**Data extract:**
((

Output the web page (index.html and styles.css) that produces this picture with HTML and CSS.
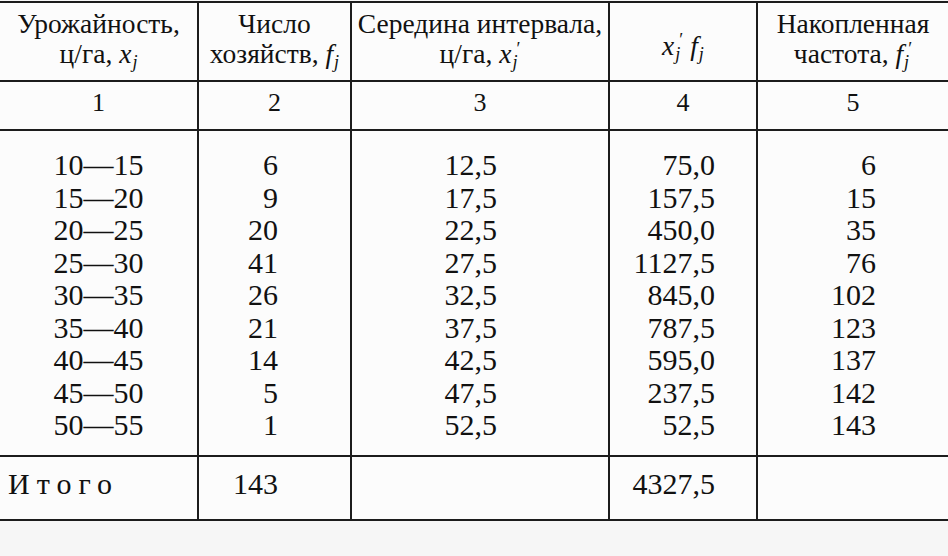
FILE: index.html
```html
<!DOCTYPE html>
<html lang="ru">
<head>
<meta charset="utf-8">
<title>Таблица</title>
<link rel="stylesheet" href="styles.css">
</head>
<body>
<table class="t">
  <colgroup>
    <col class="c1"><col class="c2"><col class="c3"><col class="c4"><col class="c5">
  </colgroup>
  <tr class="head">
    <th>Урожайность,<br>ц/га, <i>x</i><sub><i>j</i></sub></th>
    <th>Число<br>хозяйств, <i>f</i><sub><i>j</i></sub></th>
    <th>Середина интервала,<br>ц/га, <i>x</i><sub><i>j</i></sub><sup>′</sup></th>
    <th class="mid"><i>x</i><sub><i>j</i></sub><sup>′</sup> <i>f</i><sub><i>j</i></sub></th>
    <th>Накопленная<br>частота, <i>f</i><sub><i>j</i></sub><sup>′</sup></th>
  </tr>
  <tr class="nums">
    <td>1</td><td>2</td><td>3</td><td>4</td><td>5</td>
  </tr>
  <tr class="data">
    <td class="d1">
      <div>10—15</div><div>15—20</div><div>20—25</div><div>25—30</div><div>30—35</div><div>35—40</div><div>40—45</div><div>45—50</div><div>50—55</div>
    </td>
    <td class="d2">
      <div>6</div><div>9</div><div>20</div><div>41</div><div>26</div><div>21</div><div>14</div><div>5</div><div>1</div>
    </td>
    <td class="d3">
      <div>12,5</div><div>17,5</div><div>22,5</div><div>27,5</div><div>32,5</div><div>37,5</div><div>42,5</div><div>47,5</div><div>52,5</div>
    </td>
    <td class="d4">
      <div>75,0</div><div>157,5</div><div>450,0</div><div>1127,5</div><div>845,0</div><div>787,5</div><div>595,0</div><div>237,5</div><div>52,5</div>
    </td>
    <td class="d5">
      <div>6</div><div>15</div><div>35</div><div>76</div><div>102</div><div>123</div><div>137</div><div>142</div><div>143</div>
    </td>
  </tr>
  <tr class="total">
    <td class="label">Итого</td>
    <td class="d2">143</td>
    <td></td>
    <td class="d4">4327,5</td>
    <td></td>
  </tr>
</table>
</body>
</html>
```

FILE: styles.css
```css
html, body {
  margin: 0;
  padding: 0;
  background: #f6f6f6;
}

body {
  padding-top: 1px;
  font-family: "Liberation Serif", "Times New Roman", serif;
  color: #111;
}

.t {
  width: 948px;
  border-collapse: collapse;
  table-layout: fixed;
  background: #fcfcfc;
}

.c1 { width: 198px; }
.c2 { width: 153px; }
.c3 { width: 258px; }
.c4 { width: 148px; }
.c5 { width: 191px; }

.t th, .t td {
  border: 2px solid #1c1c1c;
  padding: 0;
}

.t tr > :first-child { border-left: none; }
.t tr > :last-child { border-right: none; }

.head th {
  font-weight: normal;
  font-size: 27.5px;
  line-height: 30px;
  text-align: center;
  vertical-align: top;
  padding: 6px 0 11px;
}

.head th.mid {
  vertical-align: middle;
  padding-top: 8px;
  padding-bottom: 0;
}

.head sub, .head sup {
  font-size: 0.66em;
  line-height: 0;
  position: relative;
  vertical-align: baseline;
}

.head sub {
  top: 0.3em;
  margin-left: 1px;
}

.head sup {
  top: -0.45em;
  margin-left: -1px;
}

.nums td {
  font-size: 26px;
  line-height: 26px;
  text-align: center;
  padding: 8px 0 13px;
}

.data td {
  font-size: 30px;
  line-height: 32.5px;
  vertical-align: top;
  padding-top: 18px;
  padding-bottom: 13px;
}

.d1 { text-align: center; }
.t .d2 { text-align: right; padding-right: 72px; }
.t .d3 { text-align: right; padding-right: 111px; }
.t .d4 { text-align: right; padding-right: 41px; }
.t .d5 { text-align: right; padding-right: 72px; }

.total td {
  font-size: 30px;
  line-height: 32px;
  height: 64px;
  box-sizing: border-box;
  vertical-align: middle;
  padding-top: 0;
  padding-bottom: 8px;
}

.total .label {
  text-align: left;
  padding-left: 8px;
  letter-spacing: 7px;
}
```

))
((

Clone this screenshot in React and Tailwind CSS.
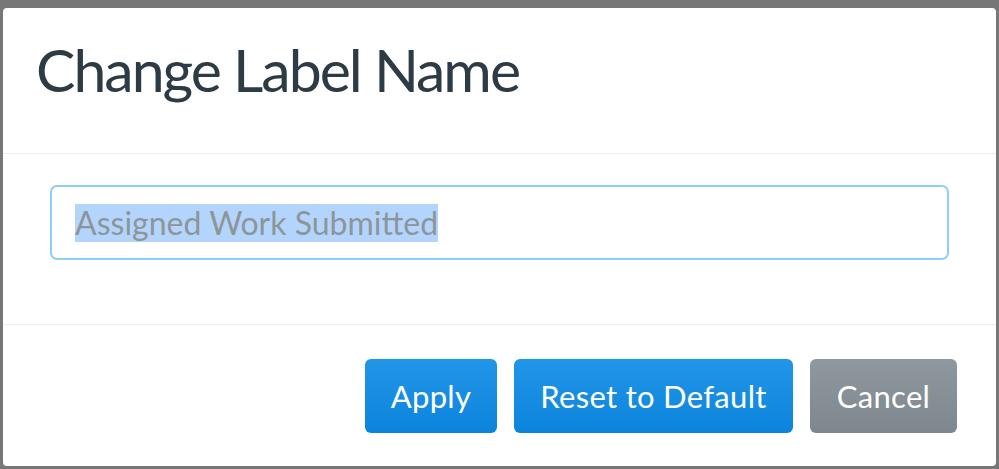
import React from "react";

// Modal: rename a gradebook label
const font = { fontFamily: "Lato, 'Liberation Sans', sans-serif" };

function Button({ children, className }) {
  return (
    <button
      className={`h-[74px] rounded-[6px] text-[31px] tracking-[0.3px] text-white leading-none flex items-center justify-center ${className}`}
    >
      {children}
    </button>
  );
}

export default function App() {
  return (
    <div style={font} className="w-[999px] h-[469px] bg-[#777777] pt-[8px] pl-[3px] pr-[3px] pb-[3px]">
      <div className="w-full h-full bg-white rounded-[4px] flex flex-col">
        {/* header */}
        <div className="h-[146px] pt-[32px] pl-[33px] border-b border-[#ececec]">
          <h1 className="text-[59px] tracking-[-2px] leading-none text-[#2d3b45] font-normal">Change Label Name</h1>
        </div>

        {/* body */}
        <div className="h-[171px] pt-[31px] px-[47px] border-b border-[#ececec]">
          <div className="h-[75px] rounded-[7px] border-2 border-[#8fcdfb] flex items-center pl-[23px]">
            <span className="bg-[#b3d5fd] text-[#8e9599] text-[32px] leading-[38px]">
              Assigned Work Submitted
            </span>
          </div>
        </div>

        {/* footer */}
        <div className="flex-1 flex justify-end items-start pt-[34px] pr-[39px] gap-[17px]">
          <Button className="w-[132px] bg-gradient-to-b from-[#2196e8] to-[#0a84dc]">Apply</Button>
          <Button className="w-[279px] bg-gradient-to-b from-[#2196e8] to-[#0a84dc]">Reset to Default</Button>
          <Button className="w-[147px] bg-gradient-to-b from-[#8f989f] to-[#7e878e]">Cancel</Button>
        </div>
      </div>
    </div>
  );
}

))
((

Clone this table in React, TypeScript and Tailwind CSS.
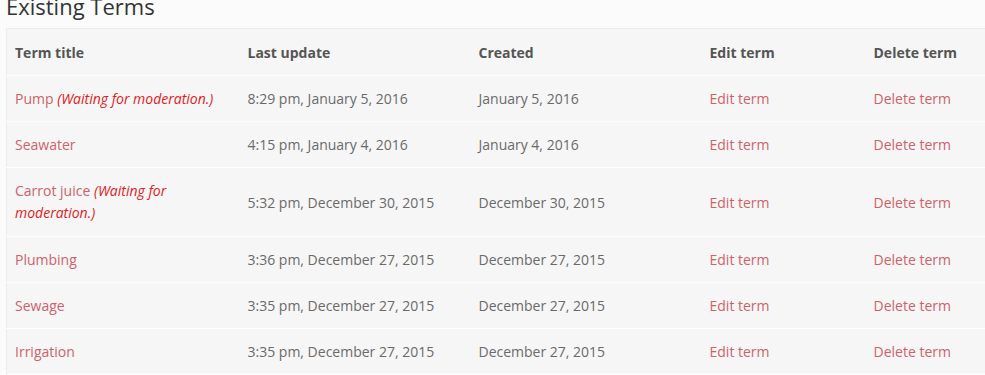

))

Find all the lines containing "this" in the material, then copy them.

Output the web page (index.html and styles.css) that produces this picture with HTML and CSS.
Clone this screenshot in React and Tailwind CSS.
Clone this table in React, TypeScript and Tailwind CSS.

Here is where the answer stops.